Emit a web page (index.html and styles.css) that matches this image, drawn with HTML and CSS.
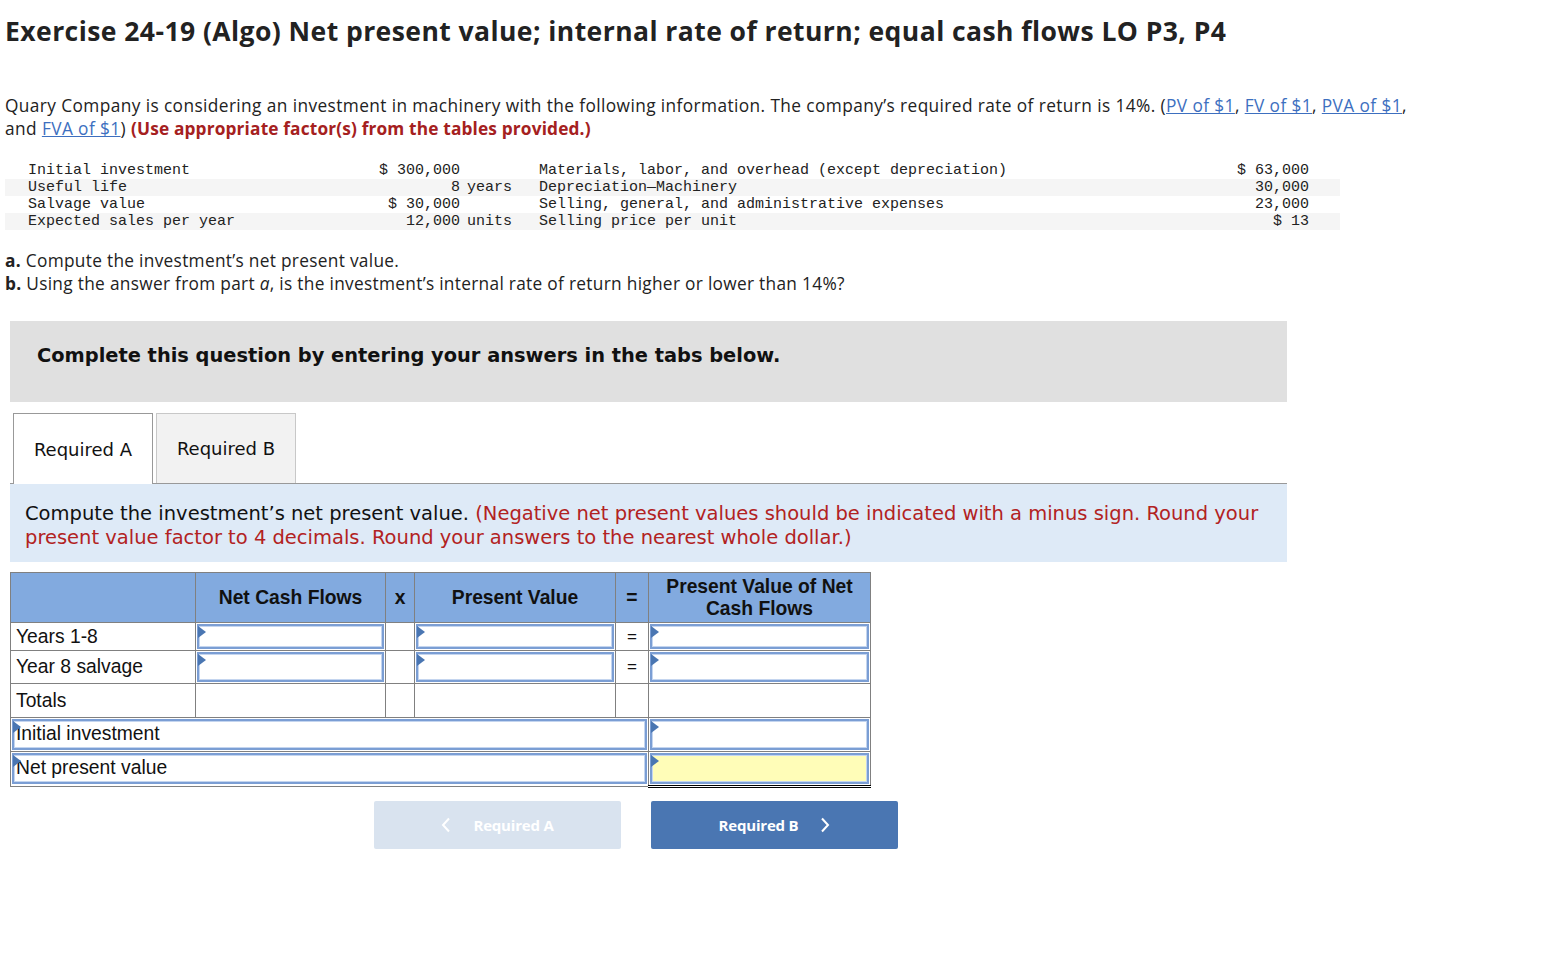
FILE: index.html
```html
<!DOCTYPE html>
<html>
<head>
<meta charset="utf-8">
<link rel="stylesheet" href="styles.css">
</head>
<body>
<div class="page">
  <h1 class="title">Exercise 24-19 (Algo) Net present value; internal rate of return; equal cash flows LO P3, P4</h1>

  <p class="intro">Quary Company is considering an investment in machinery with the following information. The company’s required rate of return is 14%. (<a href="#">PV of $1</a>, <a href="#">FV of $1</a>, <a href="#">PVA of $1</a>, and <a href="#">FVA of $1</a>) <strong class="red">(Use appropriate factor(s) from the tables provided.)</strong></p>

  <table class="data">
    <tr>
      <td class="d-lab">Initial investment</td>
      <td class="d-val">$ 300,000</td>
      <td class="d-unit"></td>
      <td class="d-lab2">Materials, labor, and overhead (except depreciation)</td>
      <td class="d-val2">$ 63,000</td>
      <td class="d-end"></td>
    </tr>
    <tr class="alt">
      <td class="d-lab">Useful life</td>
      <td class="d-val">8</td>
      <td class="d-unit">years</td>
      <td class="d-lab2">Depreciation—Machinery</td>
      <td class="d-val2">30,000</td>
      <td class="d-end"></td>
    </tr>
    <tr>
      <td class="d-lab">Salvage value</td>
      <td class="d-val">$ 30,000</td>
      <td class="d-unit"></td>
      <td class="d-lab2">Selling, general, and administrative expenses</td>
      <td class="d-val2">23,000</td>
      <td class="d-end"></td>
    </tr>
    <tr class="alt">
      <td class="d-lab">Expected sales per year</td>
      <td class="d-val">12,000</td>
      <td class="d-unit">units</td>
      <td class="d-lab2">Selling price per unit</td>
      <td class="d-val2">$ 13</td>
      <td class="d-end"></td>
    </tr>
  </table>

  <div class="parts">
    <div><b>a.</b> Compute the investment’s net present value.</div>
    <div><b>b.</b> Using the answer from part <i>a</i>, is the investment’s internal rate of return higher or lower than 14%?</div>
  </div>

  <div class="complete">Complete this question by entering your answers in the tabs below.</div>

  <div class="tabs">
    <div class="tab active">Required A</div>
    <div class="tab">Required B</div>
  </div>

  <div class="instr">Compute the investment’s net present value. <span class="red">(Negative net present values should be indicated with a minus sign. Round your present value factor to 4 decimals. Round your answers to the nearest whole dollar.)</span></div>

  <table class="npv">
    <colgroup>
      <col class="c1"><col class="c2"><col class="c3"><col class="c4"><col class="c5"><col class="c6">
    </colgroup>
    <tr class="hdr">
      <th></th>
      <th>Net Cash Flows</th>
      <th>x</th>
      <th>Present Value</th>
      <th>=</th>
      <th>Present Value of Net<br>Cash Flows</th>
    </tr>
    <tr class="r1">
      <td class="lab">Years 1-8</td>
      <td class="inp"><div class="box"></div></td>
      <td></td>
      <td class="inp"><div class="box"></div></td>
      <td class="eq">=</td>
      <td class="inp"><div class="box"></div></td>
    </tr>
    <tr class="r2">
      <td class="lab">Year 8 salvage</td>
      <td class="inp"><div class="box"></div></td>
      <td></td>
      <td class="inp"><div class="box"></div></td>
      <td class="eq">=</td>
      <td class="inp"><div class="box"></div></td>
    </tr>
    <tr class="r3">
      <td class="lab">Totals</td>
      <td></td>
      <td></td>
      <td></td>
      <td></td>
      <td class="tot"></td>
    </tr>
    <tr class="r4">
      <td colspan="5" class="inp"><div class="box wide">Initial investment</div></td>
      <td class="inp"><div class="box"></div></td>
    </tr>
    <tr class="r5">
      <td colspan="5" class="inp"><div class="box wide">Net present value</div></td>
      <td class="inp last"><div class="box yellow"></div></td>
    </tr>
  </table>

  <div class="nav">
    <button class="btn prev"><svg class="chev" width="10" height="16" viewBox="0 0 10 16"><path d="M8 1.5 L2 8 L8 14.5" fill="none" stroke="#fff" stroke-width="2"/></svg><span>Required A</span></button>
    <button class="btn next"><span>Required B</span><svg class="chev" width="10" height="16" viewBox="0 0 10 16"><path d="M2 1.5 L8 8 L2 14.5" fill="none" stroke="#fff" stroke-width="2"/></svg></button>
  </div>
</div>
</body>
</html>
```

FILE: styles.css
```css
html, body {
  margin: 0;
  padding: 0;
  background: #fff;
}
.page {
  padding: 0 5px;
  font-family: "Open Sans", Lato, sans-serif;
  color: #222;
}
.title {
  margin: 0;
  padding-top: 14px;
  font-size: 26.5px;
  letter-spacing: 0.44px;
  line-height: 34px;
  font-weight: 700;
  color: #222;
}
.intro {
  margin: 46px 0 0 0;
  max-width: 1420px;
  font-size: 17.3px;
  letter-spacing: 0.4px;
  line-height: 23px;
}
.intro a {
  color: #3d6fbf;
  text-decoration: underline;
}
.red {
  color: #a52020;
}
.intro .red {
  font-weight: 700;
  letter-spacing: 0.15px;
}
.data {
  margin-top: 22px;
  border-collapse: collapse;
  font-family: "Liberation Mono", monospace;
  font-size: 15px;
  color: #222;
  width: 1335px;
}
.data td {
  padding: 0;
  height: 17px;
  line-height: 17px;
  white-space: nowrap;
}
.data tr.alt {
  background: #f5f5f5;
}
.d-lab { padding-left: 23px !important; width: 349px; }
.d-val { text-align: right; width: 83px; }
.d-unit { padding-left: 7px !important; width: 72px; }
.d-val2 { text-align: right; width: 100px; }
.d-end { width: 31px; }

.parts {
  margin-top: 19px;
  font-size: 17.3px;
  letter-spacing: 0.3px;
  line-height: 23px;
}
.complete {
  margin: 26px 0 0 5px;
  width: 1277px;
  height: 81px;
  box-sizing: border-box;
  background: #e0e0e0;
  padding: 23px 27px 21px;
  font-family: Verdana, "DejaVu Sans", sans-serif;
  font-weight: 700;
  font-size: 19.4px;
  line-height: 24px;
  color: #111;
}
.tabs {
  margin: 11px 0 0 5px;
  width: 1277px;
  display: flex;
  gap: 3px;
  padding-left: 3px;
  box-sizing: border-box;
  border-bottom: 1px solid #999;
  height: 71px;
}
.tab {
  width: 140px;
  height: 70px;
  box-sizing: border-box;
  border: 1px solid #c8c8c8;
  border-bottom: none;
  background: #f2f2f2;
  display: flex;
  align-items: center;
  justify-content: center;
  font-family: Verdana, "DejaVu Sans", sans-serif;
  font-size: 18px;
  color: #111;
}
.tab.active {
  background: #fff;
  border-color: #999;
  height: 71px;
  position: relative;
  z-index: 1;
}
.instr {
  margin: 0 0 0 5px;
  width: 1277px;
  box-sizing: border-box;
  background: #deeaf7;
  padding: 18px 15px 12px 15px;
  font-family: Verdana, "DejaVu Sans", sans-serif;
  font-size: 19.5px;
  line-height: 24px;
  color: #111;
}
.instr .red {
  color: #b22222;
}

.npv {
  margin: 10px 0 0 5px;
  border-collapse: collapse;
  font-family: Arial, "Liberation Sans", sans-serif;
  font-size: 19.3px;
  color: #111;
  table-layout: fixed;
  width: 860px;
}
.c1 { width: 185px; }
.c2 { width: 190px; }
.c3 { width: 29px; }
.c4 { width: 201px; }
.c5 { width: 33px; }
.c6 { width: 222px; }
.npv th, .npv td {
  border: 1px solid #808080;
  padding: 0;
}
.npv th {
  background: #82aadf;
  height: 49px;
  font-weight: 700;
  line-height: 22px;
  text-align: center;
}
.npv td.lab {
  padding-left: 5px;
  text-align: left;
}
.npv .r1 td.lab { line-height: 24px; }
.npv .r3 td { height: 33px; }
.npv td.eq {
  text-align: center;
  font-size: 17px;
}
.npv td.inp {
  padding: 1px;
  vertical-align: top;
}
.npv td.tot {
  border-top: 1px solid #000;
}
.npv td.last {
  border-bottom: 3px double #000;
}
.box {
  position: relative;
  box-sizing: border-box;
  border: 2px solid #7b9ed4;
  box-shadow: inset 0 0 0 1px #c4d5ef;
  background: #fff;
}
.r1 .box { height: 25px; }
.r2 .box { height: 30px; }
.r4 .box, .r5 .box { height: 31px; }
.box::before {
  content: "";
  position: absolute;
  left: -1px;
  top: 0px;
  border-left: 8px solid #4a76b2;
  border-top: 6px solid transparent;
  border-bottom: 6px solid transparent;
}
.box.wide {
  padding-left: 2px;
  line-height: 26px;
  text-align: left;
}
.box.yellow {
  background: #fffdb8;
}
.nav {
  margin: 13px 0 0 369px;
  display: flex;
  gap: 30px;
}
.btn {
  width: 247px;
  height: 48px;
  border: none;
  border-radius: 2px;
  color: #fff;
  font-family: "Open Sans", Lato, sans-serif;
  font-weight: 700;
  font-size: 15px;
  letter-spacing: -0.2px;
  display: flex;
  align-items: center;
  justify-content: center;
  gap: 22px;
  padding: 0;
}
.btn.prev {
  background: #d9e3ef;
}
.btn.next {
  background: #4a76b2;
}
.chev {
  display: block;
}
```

:: Instructions for the task ::
In the listing above, locate each line with "styles" and copy it.

:: The answer ::
Emit a web page (index.html and styles.css) that matches this image, drawn with HTML and CSS.
<link rel="stylesheet" href="styles.css">
FILE: styles.css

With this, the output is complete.